## Start DATA ROWS

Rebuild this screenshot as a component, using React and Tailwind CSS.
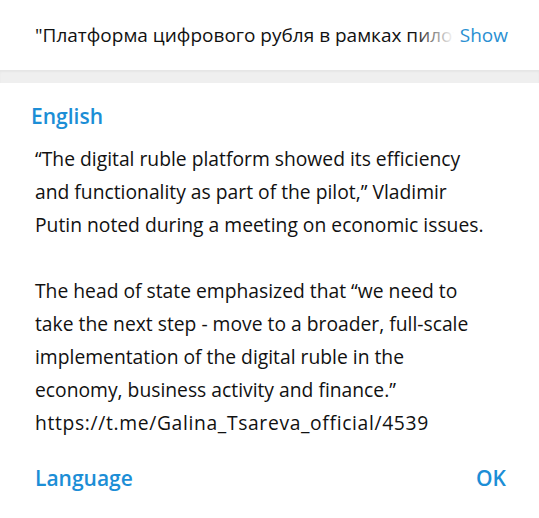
export default function App() {
  const font = { fontFamily: '"Open Sans", "Noto Sans", sans-serif' };
  return (
    <div className="w-[539px] h-[518px] bg-white flex flex-col overflow-hidden" style={font}>
      <div className="h-[70px] flex items-center pl-[35px] pr-[31px] shrink-0">
        <div className="relative flex-1 overflow-hidden whitespace-nowrap text-[19px] text-[#111]">
          "Платформа цифрового рубля в рамках пилотного проекта
          <div className="absolute right-0 top-0 bottom-0 w-[40px] bg-gradient-to-r from-white/0 to-white" />
        </div>
        <button className="ml-[6px] text-[19px] text-[#2a90d2]">Show</button>
      </div>
      <div className="h-[13px] bg-[#efefef] shrink-0 shadow-[inset_0_2px_2px_rgba(0,0,0,0.04)]" />
      <div className="flex-1 flex flex-col pl-[35px] pr-[44px] pt-[19px]">
        <div className="text-[21px] font-semibold text-[#1c8ed6] leading-[28px] -ml-[4px]">English</div>
        <div className="mt-[12px] text-[19.3px] leading-[33px] text-[#111]">
          <p>“The digital ruble platform showed its efficiency and functionality as part of the pilot,” Vladimir Putin noted during a meeting on economic issues.</p>
          <p className="mt-[33px]">
            The head of state emphasized that “we need to take the next step - move to a broader, full-scale implementation of the digital ruble in the economy, business activity and finance.”{" "}
            <span className="tracking-[0.65px]">https://t.me/Galina_Tsareva_official/4539</span>
          </p>
        </div>
        <div className="mt-auto mb-[24px] flex justify-between items-center mr-[-11px]">
          <button className="text-[21px] font-semibold text-[#1c8ed6]">Language</button>
          <button className="text-[21px] font-semibold text-[#1c8ed6]">OK</button>
        </div>
      </div>
    </div>
  );
}
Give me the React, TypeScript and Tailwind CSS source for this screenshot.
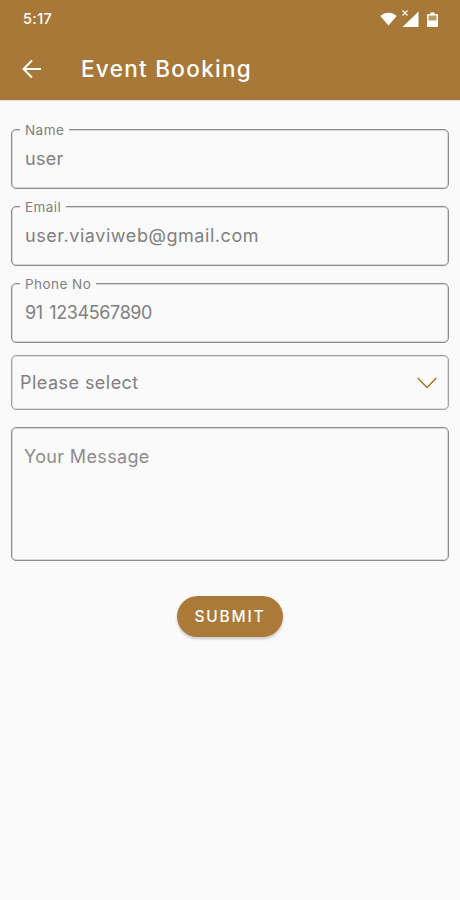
import React from "react";

const font = { fontFamily: '"Inter", "Liberation Sans", sans-serif' };
const edge = "border border-[#8c8c8c] shadow-[inset_0_0_0_1px_rgba(140,140,140,0.3)]";

function Field({ label, value, track }: { label: string; value: string; track: string }) {
  return (
    <div className={`relative h-[60px] rounded-[5px] pl-[13px] pt-[16px] ${edge}`}>
      <span className="absolute left-[8px] top-[-8px] bg-[#fafafa] px-[5px] text-[13.500px] leading-[16px] tracking-[0.45px] text-[#7f7f7f]">
        {label}
      </span>
      <div className={`leading-[26px] text-[#808080] ${track}`}>{value}</div>
    </div>
  );
}

export default function App() {
  return (
    <div className="flex min-h-[900px] w-[460px] flex-col bg-[#fafafa]" style={font}>
      <header className="h-[100px] bg-[#a77838] text-white shadow-[0_1px_1px_rgba(0,0,0,0.08)]">
        <div className="flex h-[38px] items-center justify-between pl-[23px] pr-[22px]">
          <span className="text-[14.500px] font-medium leading-[40px] tracking-[0.4px]">5:17</span>
          <div className="flex items-center">
            <svg width="17" height="14" viewBox="0 0 17 14">
              <path d="M0.300 4C2.500 1.900 5.400 0.700 8.500 0.700s6 1.200 8.200 3.300L8.500 13.500z" fill="#fff" />
            </svg>
            <svg width="18" height="18" viewBox="0 0 18 18" className="ml-[4px]">
              <path d="M17.500 1.500V17H1.500z" fill="#fff" />
              <path d="M1.500 0.500l5 5M6.500 0.500l-5 5" stroke="#fff" strokeWidth="1.100" />
            </svg>
            <svg width="11" height="15" viewBox="0 0 11 15" className="ml-[8px]">
              <path d="M3.500 0.500h4V2H10a1 1 0 0 1 1 1v11a1 1 0 0 1-1 1H1a1 1 0 0 1-1-1V3a1 1 0 0 1 1-1h2.500z" fill="#fff" />
              <rect x="1.500" y="3.500" width="8" height="5" fill="#a77838" opacity="0.75" />
            </svg>
          </div>
        </div>
        <div className="flex h-[62px] items-center pb-[1px] pl-[22px]">
          <svg width="20" height="20" viewBox="0 0 20 20" fill="none" stroke="#fff" strokeWidth="2">
            <path d="M19 10H2M10 1.500L1.500 10l8.500 8.500" />
          </svg>
          <h1 className="ml-[39px] text-[22.500px] font-medium leading-[28px] tracking-[1.300px]">Event Booking</h1>
        </div>
      </header>

      <main className="flex flex-col px-[11px] pt-[29px]">
        <div className="flex flex-col gap-[17px]">
          <Field label="Name" value="user" track="text-[18px] tracking-[0.3px]" />
          <Field label="Email" value="user.viaviweb@gmail.com" track="text-[18px] tracking-[0.56px]" />
          <Field label="Phone No" value="91 1234567890" track="text-[18px] tracking-[-0.4px] [word-spacing:2px]" />
        </div>

        <div className="mt-[12px] flex h-[55px] items-center justify-between rounded-[5px] border border-[#a0a0a0] pl-[8px] pr-[11px] shadow-[inset_0_0_0_1px_rgba(160,160,160,0.3)]">
          <span className="text-[18px] tracking-[0.46px] text-[#808080]">Please select</span>
          <svg width="20" height="12" viewBox="0 0 20 12" fill="none" stroke="#a8701f" strokeWidth="1.400">
            <path d="M0.700 1L10 10.500 19.300 1" />
          </svg>
        </div>

        <div className={`mt-[17px] h-[134px] rounded-[5px] pl-[12px] pt-[16px] ${edge}`}>
          <span className="text-[18px] leading-[26px] tracking-[0.35px] text-[#8c8c8c]">Your Message</span>
        </div>

        <button className="mx-auto mt-[35px] flex h-[41px] w-[106px] items-center justify-center rounded-full bg-[#ab7a39] text-[15.500px] font-medium tracking-[1.800px] text-white shadow-[0_2px_3px_rgba(0,0,0,0.2)]">
          SUBMIT
        </button>
      </main>
    </div>
  );
}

## End DATA ROWS

▸ **TASK DETAILS**
Retype all entries exactly as they appear, dropping the images.

▸ **RESULT FOR THIS EXERCISE**
Rebuild this screenshot as a component, using React and Tailwind CSS.
export default function App() {
  const font = { fontFamily: '"Open Sans", "Noto Sans", sans-serif' };
  return (
    <div className="w-[539px] h-[518px] bg-white flex flex-col overflow-hidden" style={font}>
      <div className="h-[70px] flex items-center pl-[35px] pr-[31px] shrink-0">
        <div className="relative flex-1 overflow-hidden whitespace-nowrap text-[19px] text-[#111]">
          "Платформа цифрового рубля в рамках пилотного проекта
          <div className="absolute right-0 top-0 bottom-0 w-[40px] bg-gradient-to-r from-white/0 to-white" />
        </div>
        <button className="ml-[6px] text-[19px] text-[#2a90d2]">Show</button>
      </div>
      <div className="h-[13px] bg-[#efefef] shrink-0 shadow-[inset_0_2px_2px_rgba(0,0,0,0.04)]" />
      <div className="flex-1 flex flex-col pl-[35px] pr-[44px] pt-[19px]">
        <div className="text-[21px] font-semibold text-[#1c8ed6] leading-[28px] -ml-[4px]">English</div>
        <div className="mt-[12px] text-[19.3px] leading-[33px] text-[#111]">
          <p>“The digital ruble platform showed its efficiency and functionality as part of the pilot,” Vladimir Putin noted during a meeting on economic issues.</p>
          <p className="mt-[33px]">
            The head of state emphasized that “we need to take the next step - move to a broader, full-scale implementation of the digital ruble in the economy, business activity and finance.”{" "}
            <span className="tracking-[0.65px]">https://t.me/Galina_Tsareva_official/4539</span>
          </p>
        </div>
        <div className="mt-auto mb-[24px] flex justify-between items-center mr-[-11px]">
          <button className="text-[21px] font-semibold text-[#1c8ed6]">Language</button>
          <button className="text-[21px] font-semibold text-[#1c8ed6]">OK</button>
        </div>
      </div>
    </div>
  );
}
Give me the React, TypeScript and Tailwind CSS source for this screenshot.
import React from "react";

const font = { fontFamily: '"Inter", "Liberation Sans", sans-serif' };
const edge = "border border-[#8c8c8c] shadow-[inset_0_0_0_1px_rgba(140,140,140,0.3)]";

function Field({ label, value, track }: { label: string; value: string; track: string }) {
  return (
    <div className={`relative h-[60px] rounded-[5px] pl-[13px] pt-[16px] ${edge}`}>
      <span className="absolute left-[8px] top-[-8px] bg-[#fafafa] px-[5px] text-[13.500px] leading-[16px] tracking-[0.45px] text-[#7f7f7f]">
        {label}
      </span>
      <div className={`leading-[26px] text-[#808080] ${track}`}>{value}</div>
    </div>
  );
}

export default function App() {
  return (
    <div className="flex min-h-[900px] w-[460px] flex-col bg-[#fafafa]" style={font}>
      <header className="h-[100px] bg-[#a77838] text-white shadow-[0_1px_1px_rgba(0,0,0,0.08)]">
        <div className="flex h-[38px] items-center justify-between pl-[23px] pr-[22px]">
          <span className="text-[14.500px] font-medium leading-[40px] tracking-[0.4px]">5:17</span>
          <div className="flex items-center">
            <svg width="17" height="14" viewBox="0 0 17 14">
              <path d="M0.300 4C2.500 1.900 5.400 0.700 8.500 0.700s6 1.200 8.200 3.300L8.500 13.500z" fill="#fff" />
            </svg>
            <svg width="18" height="18" viewBox="0 0 18 18" className="ml-[4px]">
              <path d="M17.500 1.500V17H1.500z" fill="#fff" />
              <path d="M1.500 0.500l5 5M6.500 0.500l-5 5" stroke="#fff" strokeWidth="1.100" />
            </svg>
            <svg width="11" height="15" viewBox="0 0 11 15" className="ml-[8px]">
              <path d="M3.500 0.500h4V2H10a1 1 0 0 1 1 1v11a1 1 0 0 1-1 1H1a1 1 0 0 1-1-1V3a1 1 0 0 1 1-1h2.500z" fill="#fff" />
              <rect x="1.500" y="3.500" width="8" height="5" fill="#a77838" opacity="0.75" />
            </svg>
          </div>
        </div>
        <div className="flex h-[62px] items-center pb-[1px] pl-[22px]">
          <svg width="20" height="20" viewBox="0 0 20 20" fill="none" stroke="#fff" strokeWidth="2">
            <path d="M19 10H2M10 1.500L1.500 10l8.500 8.500" />
          </svg>
          <h1 className="ml-[39px] text-[22.500px] font-medium leading-[28px] tracking-[1.300px]">Event Booking</h1>
        </div>
      </header>

      <main className="flex flex-col px-[11px] pt-[29px]">
        <div className="flex flex-col gap-[17px]">
          <Field label="Name" value="user" track="text-[18px] tracking-[0.3px]" />
          <Field label="Email" value="user.viaviweb@gmail.com" track="text-[18px] tracking-[0.56px]" />
          <Field label="Phone No" value="91 1234567890" track="text-[18px] tracking-[-0.4px] [word-spacing:2px]" />
        </div>

        <div className="mt-[12px] flex h-[55px] items-center justify-between rounded-[5px] border border-[#a0a0a0] pl-[8px] pr-[11px] shadow-[inset_0_0_0_1px_rgba(160,160,160,0.3)]">
          <span className="text-[18px] tracking-[0.46px] text-[#808080]">Please select</span>
          <svg width="20" height="12" viewBox="0 0 20 12" fill="none" stroke="#a8701f" strokeWidth="1.400">
            <path d="M0.700 1L10 10.500 19.300 1" />
          </svg>
        </div>

        <div className={`mt-[17px] h-[134px] rounded-[5px] pl-[12px] pt-[16px] ${edge}`}>
          <span className="text-[18px] leading-[26px] tracking-[0.35px] text-[#8c8c8c]">Your Message</span>
        </div>

        <button className="mx-auto mt-[35px] flex h-[41px] w-[106px] items-center justify-center rounded-full bg-[#ab7a39] text-[15.500px] font-medium tracking-[1.800px] text-white shadow-[0_2px_3px_rgba(0,0,0,0.2)]">
          SUBMIT
        </button>
      </main>
    </div>
  );
}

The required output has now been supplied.